The writing therefore predates the Dead Sea Scrolls by about 1,000 years.

'David's ruins'
The site where the shard was found is known as Khirbet Kheyafa, but Rabbi Barnea Selava of the Foundation Stone organization says that "the local Bedouins refer to it as… are you sitting down?... Khirbet Daudi." The word khirbeh in Arabic refers to a ruin and Daudi is Arabic for David.

Also known as the Ela Fortress because of its location at the Elah Valley near Beit Shemesh, archaeologists believe the fortress controlled a strategic point overlooking the main route connecting Pleshet and the Judean lowland with the mountainous region and the central cities of Jerusalem and Hevron.

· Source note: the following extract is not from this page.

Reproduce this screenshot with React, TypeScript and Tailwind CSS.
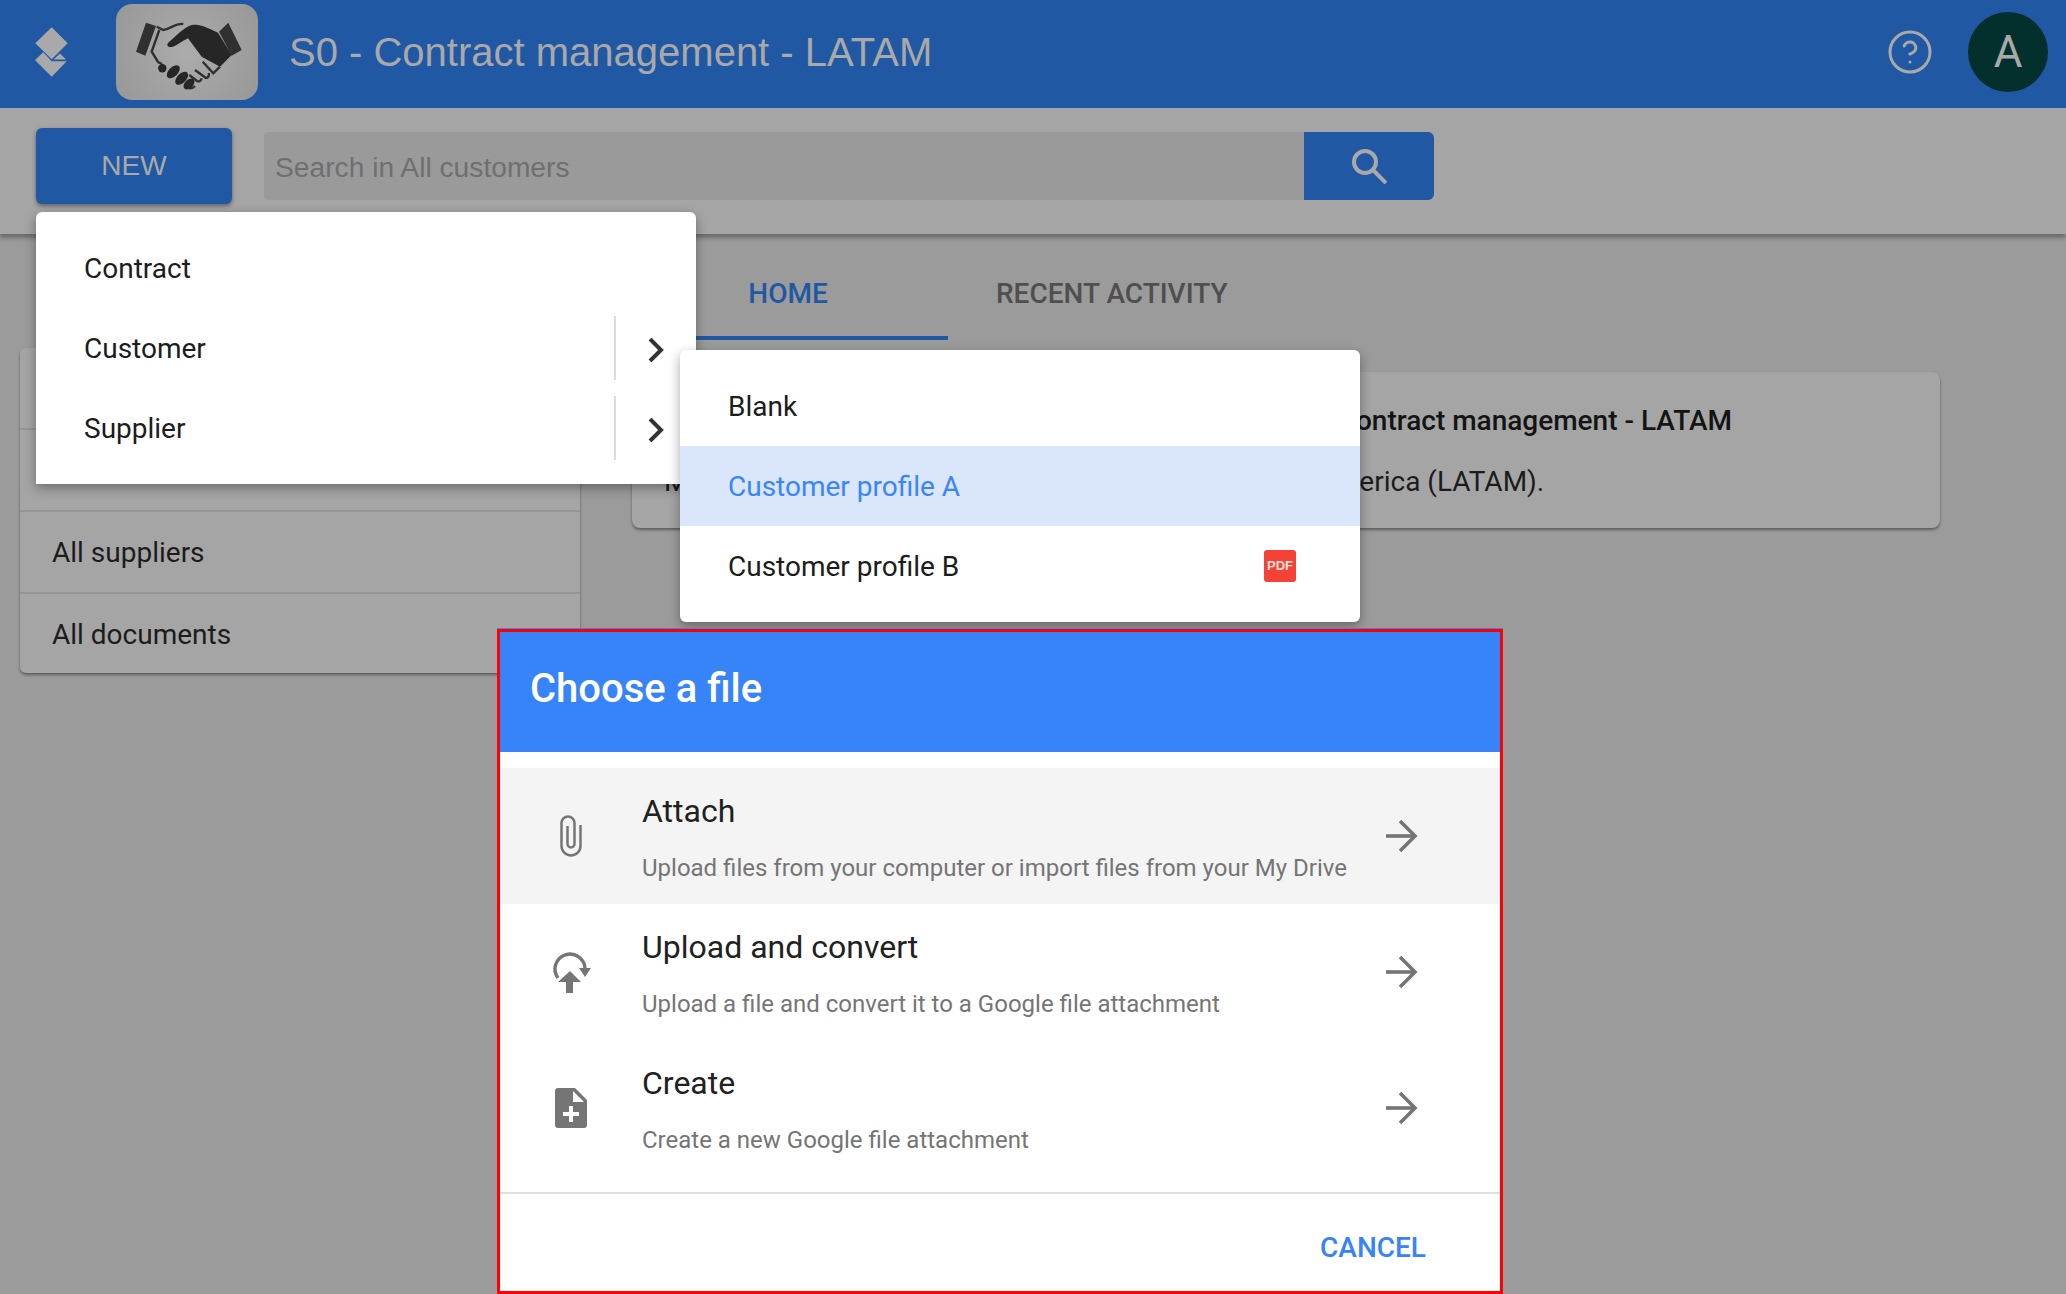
import { CircleHelp } from "lucide-react"

const sidebarItems = ["All contracts", "All customers", "All suppliers", "All documents"]

const fileOptions = [
  { title: "Attach", desc: "Upload files from your computer or import files from your My Drive", icon: <PaperclipIcon />, hover: true },
  { title: "Upload and convert", desc: "Upload a file and convert it to a Google file attachment", icon: <UploadIcon />, hover: false },
  { title: "Create", desc: "Create a new Google file attachment", icon: <NoteAddIcon />, hover: false },
]

function AppLogo() {
  return (
    <svg width="34" height="50" viewBox="35 27 34 50" fill="#a9a9a9">
      <polygon points="51.7,27.3 67.7,43.3 51.7,59.3 35.3,43.3" />
      <polygon points="35,60 43.3,52.3 51.7,61.3 66.7,61.3 51.7,76.7" />
      <polygon points="53.5,59.5 60,53.5 66,59.5" />
    </svg>
  )
}

function HandshakeIcon() {
  return (
    <svg width="142" height="96" viewBox="116 4 142 96">
      <polygon points="146,22.7 156,26 145.3,55.7 136,51.7" fill="#303030" />
      <polygon points="228.3,22.7 241.7,50 231.7,55.7 219,31.7" fill="#303030" />
      <path d="M168 43 C175 37 184 27 192 25 C198 24 204 26 218 32.7 L231.7 55 L220 66.7 L201.7 56.7 L188 38.3 C182 41 178 45 173 46.7 C169 48 166 46 168 43 Z" fill="#262626" />
      <path d="M156.7 26.7 L163.3 30 C170 29 176 23 183.3 24 M159.3 30 L151.7 51.7 L158 62 L162 64" fill="none" stroke="#303030" strokeWidth="2.4" />
      <path d="M220 66.7 L213.3 73.3 L202.7 61.7 M209 73 C209 76 208 78 206 78 L195 70 M201.7 78.3 C201 81 199 82 197 81 L189.3 75 M195 86 C193 88 191 89 189 88" fill="none" stroke="#303030" strokeWidth="2.4" />
      <circle cx="162.3" cy="68.3" r="4.2" fill="#262626" />
      <ellipse cx="173.3" cy="71.7" rx="4.6" ry="8" fill="#262626" transform="rotate(45 173.3 71.7)" />
      <ellipse cx="181.7" cy="78.3" rx="4.6" ry="8" fill="#262626" transform="rotate(45 181.7 78.3)" />
      <ellipse cx="189" cy="84" rx="4.2" ry="6.5" fill="#262626" transform="rotate(45 189 84)" />
    </svg>
  )
}

function SearchIcon() {
  return (
    <svg width="36" height="36" viewBox="0 0 36 36" fill="none" stroke="#a9a9a9" strokeWidth="4">
      <circle cx="14" cy="14" r="11" />
      <line x1="22" y1="22" x2="35" y2="35" />
    </svg>
  )
}

function Chevron() {
  return (
    <svg width="16" height="24" viewBox="0 0 16 24" fill="none" stroke="#333333" strokeWidth="4">
      <polyline points="2,1 13,12 2,23" />
    </svg>
  )
}

function PaperclipIcon() {
  return (
    <svg width="22" height="42" viewBox="0 0 22 42" fill="none" stroke="#757575" strokeWidth="2.5">
      <path d="M20.5 10 V31 A9.5 9.5 0 0 1 1.5 31 V8 A6.5 6.5 0 0 1 14.5 8 V29 A3.5 3.5 0 0 1 7.5 29 V11" />
    </svg>
  )
}

function UploadIcon() {
  return (
    <svg width="40" height="44" viewBox="551 950 40 44">
      <path d="M558 978 A15 15 0 1 1 585 969" fill="none" stroke="#757575" strokeWidth="3.4" />
      <polygon points="579,968 591,968 585,977" fill="#757575" />
      <polygon points="570,971 581,982 573,982 573,993 566,993 566,982 558,982" fill="#757575" />
    </svg>
  )
}

function NoteAddIcon() {
  return (
    <svg width="32" height="40" viewBox="0 0 32 40">
      <path d="M3 0 H20 L32 12 V37 A3 3 0 0 1 29 40 H3 A3 3 0 0 1 0 37 V3 A3 3 0 0 1 3 0 Z" fill="#757575" />
      <polygon points="18,3 29,14 18,14" fill="#ffffff" />
      <rect x="8" y="24" width="16" height="4" fill="#ffffff" />
      <rect x="14" y="18" width="4" height="16" fill="#ffffff" />
    </svg>
  )
}

function ArrowIcon() {
  return (
    <svg width="32" height="32" viewBox="0 0 32 32" fill="none" stroke="#757575" strokeWidth="3.6">
      <line x1="0" y1="16" x2="29" y2="16" />
      <polyline points="14,1 29,16 14,31" />
    </svg>
  )
}

export default function App() {
  return (
    <div className="relative w-[2066px] h-[1294px] overflow-hidden bg-[#9b9b9b] font-['Roboto',sans-serif] text-[28px] text-[#1c1c1c]">
      {/* Header */}
      <header className="flex items-center h-[108px] pb-[4px] bg-[#2158a3]">
        <div className="ml-[35px] w-[81px]">
          <AppLogo />
        </div>
        <div className="w-[142px] h-[96px] rounded-[16px] bg-[radial-gradient(circle,#acacac,#979797)]">
          <HandshakeIcon />
        </div>
        <h1 className="ml-[31px] font-['Liberation_Sans',sans-serif] text-[40px] text-[#a9a9a9]">S0 - Contract management - LATAM</h1>
        <div className="ml-auto text-[#a9a9a9]">
          <CircleHelp size={48} strokeWidth={1.5} />
        </div>
        <div className="flex items-center justify-center w-[80px] h-[80px] mr-[18px] ml-[34px] rounded-full bg-[#03302c] text-[44px] text-[#a9a9a9]">
          A
        </div>
      </header>

      {/* Toolbar */}
      <div className="relative flex items-center h-[126px] pb-[10px] bg-[#a5a5a5] shadow-[0_4px_4px_rgba(0,0,0,0.3)] font-['Liberation_Sans',sans-serif]">
        <button className="ml-[36px] w-[196px] h-[76px] rounded-[6px] bg-[#2158a3] text-[#a9a9a9] shadow-[0_2px_4px_rgba(0,0,0,0.4)]">
          NEW
        </button>
        <div className="flex items-center ml-[32px] w-[1040px] h-[68px] pl-[11px] pt-[2px] rounded-l-[4px] bg-[#9a9a9a] text-[28.2px] text-[#6f6f6f]">
          Search in All customers
        </div>
        <div className="flex items-center justify-center w-[130px] h-[68px] rounded-r-[6px] bg-[#2158a3]">
          <SearchIcon />
        </div>
      </div>

      {/* Main */}
      <main className="flex">
        <div className="ml-[20px] mt-[114px] w-[560px] self-start rounded-[6px] bg-[#a5a5a5] shadow-[0_2px_3px_rgba(0,0,0,0.4)]">
          {sidebarItems.map((item, i) => (
            <div
              key={item}
              className={
                i < 3
                  ? "flex items-center h-[82px] pl-[32px] pt-[2px] border-b-2 border-[#959595]"
                  : "flex items-center h-[79px] pl-[32px] pt-[3px]"
              }
            >
              {item}
            </div>
          ))}
        </div>
        <div className="ml-[52px] w-[1308px]">
          <div className="flex mt-[10px] h-[96px] font-medium">
            <div className="flex items-center justify-center w-[316px] pr-[4px] pt-[7px] border-b-4 border-[#2158a3] text-[#2158a3]">
              HOME
            </div>
            <div className="flex items-center px-[48px] pt-[3px] text-[#4f4f4f]">RECENT ACTIVITY</div>
          </div>
          <div className="mt-[32px] h-[156px] pl-[32px] pt-[29px] rounded-[8px] bg-[#a5a5a5] shadow-[0_2px_3px_rgba(0,0,0,0.4)]">
            <div className="h-[40px] leading-[40px] pr-[208px] text-right font-medium text-[#141414]">S0 - Contract management - LATAM</div>
            <div className="mt-[21px] h-[40px] leading-[40px]">Manage customer and supplier contracts from Latin America (LATAM).</div>
          </div>
        </div>
      </main>

      {/* NEW menu */}
      <div className="absolute left-[36px] top-[212px] w-[660px] py-[16px] rounded-t-[6px] bg-white shadow-[0_4px_12px_rgba(0,0,0,0.35)]">
        <div className="flex items-center h-[80px] pl-[48px] pt-[2px]">Contract</div>
        {["Customer", "Supplier"].map((label) => (
          <div key={label} className="flex items-center h-[80px] pl-[48px]">
            <span className="flex-1 pt-[2px]">{label}</span>
            <div className="flex items-center justify-center w-[82px] h-[64px] pt-[3px] border-l-2 border-[#dcdcdc]">
              <Chevron />
            </div>
          </div>
        ))}
      </div>

      {/* Customer submenu */}
      <div className="absolute left-[680px] top-[350px] w-[680px] py-[16px] rounded-[6px] bg-white shadow-[0_4px_12px_rgba(0,0,0,0.35)]">
        <div className="flex items-center h-[80px] pl-[48px] pt-[2px]">Blank</div>
        <div className="flex items-center h-[80px] pl-[48px] pt-[2px] bg-[#d9e6fc] text-[#3a85f7]">Customer profile A</div>
        <div className="flex items-center h-[80px] pl-[48px]">
          <span className="flex-1 pt-[2px]">Customer profile B</span>
          <div className="flex items-center justify-center w-[32px] h-[32px] mr-[64px] rounded-[3px] bg-[#f44336] font-['Liberation_Sans',sans-serif] text-[13px] font-bold text-[#ffe0dc]">
            PDF
          </div>
        </div>
      </div>

      {/* Choose a file dialog */}
      <div className="absolute left-[497px] top-[629px] flex flex-col w-[1006px] h-[665px] border-[3px] border-[#ff0000] bg-white shadow-[0_-1px_0_#3684f8]">
        <div className="flex items-center h-[120px] pl-[30px] pb-[6px] bg-[#3684f8] text-[40px] font-medium text-white">
          Choose a file
        </div>
        <div className="py-[16px]">
          {fileOptions.map((opt) => (
            <div key={opt.title} className={opt.hover ? "flex h-[136px] bg-[#f4f4f4]" : "flex h-[136px]"}>
              <div className="flex items-center justify-center w-[142px]">{opt.icon}</div>
              <div className="flex-1 pt-[23px]">
                <div className="h-[40px] leading-[40px] text-[32px] text-[#212121]">{opt.title}</div>
                <div className="mt-[17px] h-[40px] leading-[40px] text-[24px] text-[#757575]">{opt.desc}</div>
              </div>
              <div className="flex items-center mr-[82px]">
                <ArrowIcon />
              </div>
            </div>
          ))}
        </div>
        <div className="flex items-center justify-end flex-1 pr-[74px] pt-[10px] border-t-2 border-[#e0e0e0] font-medium text-[#3684f8]">
          CANCEL
        </div>
      </div>
    </div>
  )
}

The ancient point of settlement covers more than four acres and is surrounded by a 700 meter long wall. Archaeologists believe that 200,000 tons of rock were mined in order to build it. The wall contains a massive and ornate gate built from hewn rock.



Stoned in the head
According to Selavan, there was some debate among archeologists as to whether the fortress was the Jewish front line against the Philistines or the opposite – the Philistines' front line against the Jews. However, there is now widespread agreement that the site was Jewish: there are no pig bones and chemical analysis (petrography) of the ceramics found there shows that the structure was Jewish, not the Philistine's.

The Elah Valley is the site at which Jewish and Philistine armies faced each other in one of the most glorious battles ever: the fateful victory in which David killed Goliath with a stone to the forehead. The Bible describes the location (in 1 Samuel, 17:2-3) thus:

And Saul and the men of Israel were gathered together, and pitched by the valley of Elah, and set the battle in array against the Philistines.

And the Philistines stood on a mountain on the one side, and Israel stood on a mountain on the other side: and there was a valley between them.

The digs at the spot have been underwritten by the Berman Center Biblical Archeology Hebrew University, the Brennan Foundation and Corner Stone, which is turning the site into an educational attraction and invites the public to participate in the digs.